Practical First Steps

The first few weeks after inheriting set the tone for everything else. Get the property appraised immediately, even before the ownership transfer is complete. You need a defensible valuation as of the date of death for both the stepped-up basis and the county assessor’s records. Waiting months and relying on a rough estimate creates problems at tax time.

Update or secure a landlord insurance policy right away. The deceased owner’s policy doesn’t automatically cover you, and a gap in coverage while you hold title is an unforced risk. Contact the existing insurer to see if the policy can be transferred or get your own.

If the estate generates rental income during probate or trust administration (before title formally transfers to you), the estate may need its own Employer Identification Number to report that income on a fiduciary income tax return. Once the property transfers to you personally, rental income goes on your own Schedule E.
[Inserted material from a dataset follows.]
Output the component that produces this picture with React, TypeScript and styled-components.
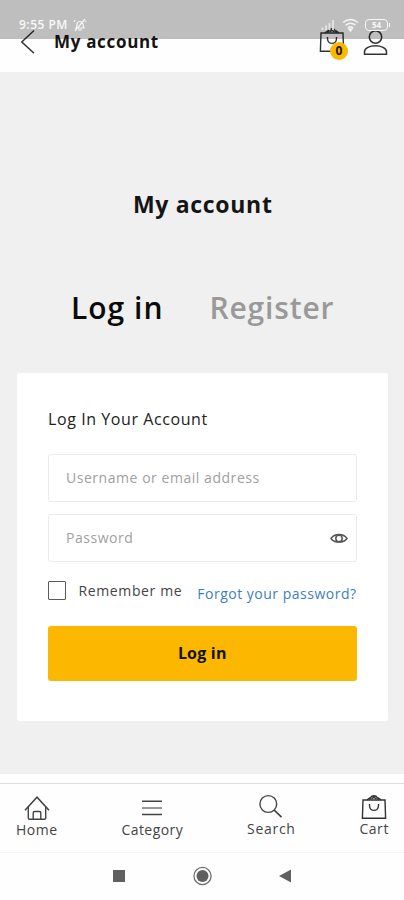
import React from 'react';
import styled, { createGlobalStyle } from 'styled-components';

const GlobalStyle = createGlobalStyle`
  * { box-sizing: border-box; }
  body { margin: 0; background: #fff; font-family: "Open Sans", "Noto Sans", sans-serif; color: #151515; }
  button, input { font-family: inherit; }
  svg { display: block; flex: none; }
`;

const Screen = styled.div`
  position: relative;
  display: flex;
  flex-direction: column;
  width: 404px;
  height: 900px;
  overflow: hidden;
  background: #fefefe;
`;

/* Translucent system bar laid over the app header */
const StatusBar = styled.div`
  position: absolute;
  inset: 0 0 auto 0;
  height: 38.5px;
  padding: 10px 16px 0 19px;
  display: flex;
  justify-content: space-between;
  background: rgba(0, 0, 0, 0.25);
  color: #f8f8f8;
`;

const StatusGroup = styled.div<{ $gap: number }>`
  display: flex;
  align-items: center;
  height: 30px;
  gap: ${(p) => p.$gap}px;
`;

const Clock = styled.span`
  font-size: 12px;
  font-weight: 600;
  line-height: 16px;
  letter-spacing: 0.5px;
  white-space: nowrap;
`;

const Header = styled.header`
  flex: none;
  display: flex;
  align-items: flex-start;
  height: 72px;
  padding: 27px 16px 0 20px;
`;

const BackButton = styled.button`
  width: 34px;
  padding: 1px 0 0;
  border: 0;
  background: none;
`;

const HeaderTitle = styled.h1`
  flex: 1;
  margin: 2px 0 0;
  font-size: 17px;
  font-weight: 700;
  line-height: 25px;
  letter-spacing: 0.68px;
`;

const HeaderActions = styled.div`
  display: flex;
  gap: 18px;
`;

const CartButton = styled.div`
  position: relative;
`;

const Badge = styled.span`
  position: absolute;
  left: 11px;
  top: 14.5px;
  width: 18px;
  height: 18px;
  border-radius: 50%;
  background: #fcb800;
  font-size: 12px;
  font-weight: 700;
  line-height: 18px;
  text-align: center;
`;

const Main = styled.main`
  flex: none;
  height: 702px;
  padding: 0 16.5px 0 17px;
  background: #f0f0f0;
`;

const PageTitle = styled.h2`
  margin: 0;
  padding: 116px 0 0 1px;
  font-size: 23px;
  font-weight: 700;
  line-height: 32px;
  letter-spacing: 0.7px;
  text-align: center;
`;

const Tabs = styled.div`
  display: flex;
  gap: 46px;
  height: 40px;
  margin-top: 68px;
  padding-left: 54px;
`;

const Tab = styled.a<{ $active?: boolean }>`
  font-size: 30px;
  font-weight: 600;
  line-height: 40px;
  letter-spacing: ${(p) => (p.$active ? 1 : 0.85)}px;
  white-space: nowrap;
  color: ${(p) => (p.$active ? '#0b0b0b' : '#999')};
`;

const Card = styled.form`
  height: 348px;
  margin-top: 44.5px;
  padding: 33px 31px 0;
  border-radius: 2px;
  background: #fff;
`;

const CardTitle = styled.h3`
  height: 24px;
  margin: 0 0 24px;
  font-size: 16px;
  font-weight: 400;
  line-height: 26px;
  letter-spacing: 0.58px;
  color: #222;
`;

const Fields = styled.div`
  display: grid;
  gap: 12px;
`;

const Field = styled.label`
  display: flex;
  align-items: center;
  height: 48px;
  padding: 0 8px 0 17px;
  border: 1.5px solid #ebebeb;
  border-radius: 3px;
`;

const Input = styled.input`
  flex: 1;
  min-width: 0;
  padding: 0;
  border: 0;
  outline: 0;
  background: none;
  font-size: 14px;
  letter-spacing: 0.54px;
  &::placeholder { color: #a0a0a0; }
`;

const Options = styled.div`
  display: flex;
  align-items: flex-start;
  height: 45px;
  margin-top: 19px;
`;

const Checkbox = styled.span`
  width: 18px;
  height: 19px;
  border: 1.3px solid #5c5c5c;
  border-radius: 1px;
`;

const Remember = styled.span`
  flex: 1;
  padding-left: 12.5px;
  font-size: 14px;
  line-height: 20px;
  letter-spacing: 0.62px;
  white-space: nowrap;
  color: #444;
`;

const Forgot = styled.a`
  margin-top: 3px;
  font-size: 14px;
  line-height: 20px;
  letter-spacing: 0.5px;
  white-space: nowrap;
  color: #3c7fbd;
`;

const Submit = styled.button`
  display: block;
  width: 100%;
  height: 55px;
  padding: 0;
  border: 0;
  border-radius: 3px;
  background: #fcb800;
  color: #151208;
  font-size: 16px;
  font-weight: 700;
  letter-spacing: 0.2px;
`;

const TabBar = styled.nav`
  flex: none;
  display: flex;
  justify-content: space-between;
  height: 70px;
  margin-top: 9px;
  padding: 0 15px 0 16px;
  border-top: 1.5px solid #dedede;
  border-bottom: 1px solid #f5f5f5;
`;

const TabItem = styled.a<{ $lift?: boolean }>`
  display: flex;
  flex-direction: column;
  align-items: center;
  padding-top: ${(p) => (p.$lift ? 10 : 11)}px;
`;

const TabLabel = styled.span<{ $spacing: number }>`
  margin-top: -1px;
  font-size: 14px;
  line-height: 20px;
  letter-spacing: ${(p) => p.$spacing}px;
  color: #444;
`;

const SystemNav = styled.div`
  flex: 1;
  display: flex;
  align-items: center;
  padding: 0 0 1px 112px;
`;

const Bag = () => (
  <svg width="26" height="26" viewBox="0 0 26 26" fill="none" stroke="#333" strokeWidth="1.4">
    <path d="M2 6H24L24.6 24.200H1.400Z" />
    <path d="M6 5.700C7.500 5.300 8 3.700 9.500 3.700 11 1.100 15 1.100 16.300 3.700 18 3.700 18.500 5.300 20 5.700M9.500 3.700 8.700 5.800M16.300 3.700 17.500 5.800M10.500 5.100l2.300-2 2.700 2" />
    <path d="M8.500 10v1.500c0 6.500 9 6.500 9 0V10" />
  </svg>
);

const HomeIcon = () => (
  <svg width="26" height="26" viewBox="0 0 26 26" fill="none" stroke="#444" strokeWidth="1.4">
    <path d="M1 15.2 13 2.2 25 15.2" strokeWidth="1.6" />
    <path d="M4.300 12v11q0 1.200 1.200 1.200h15q1.200 0 1.200-1.200V12M9.200 24v-6.200q0-1.300 1.300-1.300h5q1.300 0 1.300 1.300V24" />
  </svg>
);

const MenuIcon = () => (
  <svg width="26" height="26" viewBox="0 0 26 26" fill="none" strokeWidth="1.5">
    <path d="M3 6.300H23M3 19.400H23" stroke="#444" />
    <path d="M3 13H23" stroke="#999" strokeWidth="2" />
  </svg>
);

const SearchIcon = () => (
  <svg width="26" height="26" viewBox="0 0 26 26" fill="none" stroke="#444" strokeWidth="1.4">
    <circle cx="10.300" cy="10" r="8.400" />
    <path d="m16.200 16.200 7.300 7" strokeWidth="1.700" />
  </svg>
);

const EyeIcon = () => (
  <svg width="18" height="12" viewBox="0 0 18 12" fill="none" stroke="#555" strokeWidth="1.5">
    <path d="M1 6.500C4.500 1.100 13.500 1.100 17 6.500 13.500 11.300 4.500 11.300 1 6.500Z" />
    <circle cx="9" cy="6.500" r="3.200" />
  </svg>
);

const MutedIcon = () => (
  <svg width="14" height="14" viewBox="0 0 14 14" fill="none" stroke="#f5f5f5" strokeWidth="1.2">
    <path d="M3 10c1-1 .8-2 .9-3.500.4-4 5.600-4 6.200 0 .1 1.500 0 2.500.9 3.500ZM5.500 11.500q1.500 1.300 3 0M2 13 12 1M1 4l1.200-2M13 4l-.8-1.300" />
  </svg>
);

const SignalIcon = () => (
  <svg width="15" height="12" viewBox="0 0 15 12" stroke="#e4e4e4" strokeWidth="1.800">
    <path d="M1.500 11V8.500M5 11V6.500M8.500 11V4M12 11V1" />
  </svg>
);

const WifiIcon = () => (
  <svg width="17" height="14" viewBox="0 0 17 14" fill="none" stroke="#f5f5f5" strokeWidth="1.400">
    <path d="M1 4.500q7.500-6 15 0M3.500 7.200q5-4 10 0M5.800 9.700q2.700-2 5.400 0" />
    <path d="m7 11 1.500 2L10 11Z" fill="#f5f5f5" />
  </svg>
);

const BatteryShell = styled.span`
  position: relative;
  width: 23px;
  height: 12px;
  border: 1.3px solid #f5f5f5;
  border-radius: 4px;
  font-size: 8px;
  font-weight: 700;
  line-height: 10px;
  text-align: center;
  &::after {
    content: '';
    position: absolute;
    right: -3px;
    top: 3px;
    width: 1.5px;
    height: 4px;
    background: #f5f5f5;
  }
`;

export default function App() {
  return (
    <Screen>
      <GlobalStyle />
      <Header>
        <BackButton aria-label="Back">
          <svg width="16" height="26" viewBox="0 0 16 26" fill="none" stroke="#333" strokeWidth="1.5">
            <path d="M14 2.500 1.800 14 14 25.200" />
          </svg>
        </BackButton>
        <HeaderTitle>My account</HeaderTitle>
        <HeaderActions>
          <CartButton>
            <Bag />
            <Badge>0</Badge>
          </CartButton>
          <svg width="25" height="29" viewBox="0 0 25 29" fill="none" stroke="#333" strokeWidth="1.500">
            <circle cx="12.500" cy="10" r="6.200" />
            <path d="M1.500 27.200v-2.400c0-8 22-8 22 0v2.400Z" />
          </svg>
        </HeaderActions>
      </Header>

      <Main>
        <PageTitle>My account</PageTitle>
        <Tabs>
          <Tab $active>Log in</Tab>
          <Tab>Register</Tab>
        </Tabs>
        <Card>
          <CardTitle>Log In Your Account</CardTitle>
          <Fields>
            <Field>
              <Input placeholder="Username or email address" />
            </Field>
            <Field>
              <Input type="password" placeholder="Password" />
              <EyeIcon />
            </Field>
          </Fields>
          <Options>
            <Checkbox role="checkbox" aria-checked={false} />
            <Remember>Remember me</Remember>
            <Forgot>Forgot your password?</Forgot>
          </Options>
          <Submit type="button">Log in</Submit>
        </Card>
      </Main>

      <TabBar>
        <TabItem>
          <HomeIcon />
          <TabLabel $spacing={0.5}>Home</TabLabel>
        </TabItem>
        <TabItem>
          <MenuIcon />
          <TabLabel $spacing={0.45}>Category</TabLabel>
        </TabItem>
        <TabItem $lift>
          <SearchIcon />
          <TabLabel $spacing={0.7}>Search</TabLabel>
        </TabItem>
        <TabItem $lift>
          <Bag />
          <TabLabel $spacing={0.56}>Cart</TabLabel>
        </TabItem>
      </TabBar>

      <SystemNav>
        <svg width="182" height="22" viewBox="0 0 182 22" fill="#606060">
          <rect x="1" y="5" width="12" height="12" />
          <circle cx="90.500" cy="11" r="6" />
          <circle cx="90.500" cy="11" r="8.600" fill="none" stroke="#707070" strokeWidth="1.300" />
          <path d="M167 11 179 4.500v13Z" />
        </svg>
      </SystemNav>

      <StatusBar>
        <StatusGroup $gap={5}>
          <Clock>9:55 PM</Clock>
          <MutedIcon />
        </StatusGroup>
        <StatusGroup $gap={6}>
          <SignalIcon />
          <WifiIcon />
          <BatteryShell>54</BatteryShell>
        </StatusGroup>
      </StatusBar>
    </Screen>
  );
}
Introduce yourself to the tenants in writing. You’re not required to renegotiate anything, but tenants who know who you are, where to send rent, and how to reach you about maintenance issues are far less likely to withhold rent or file complaints. Include your mailing address and a contact number or email for repair requests. This is also the point where you confirm the security deposit transfer has been properly documented.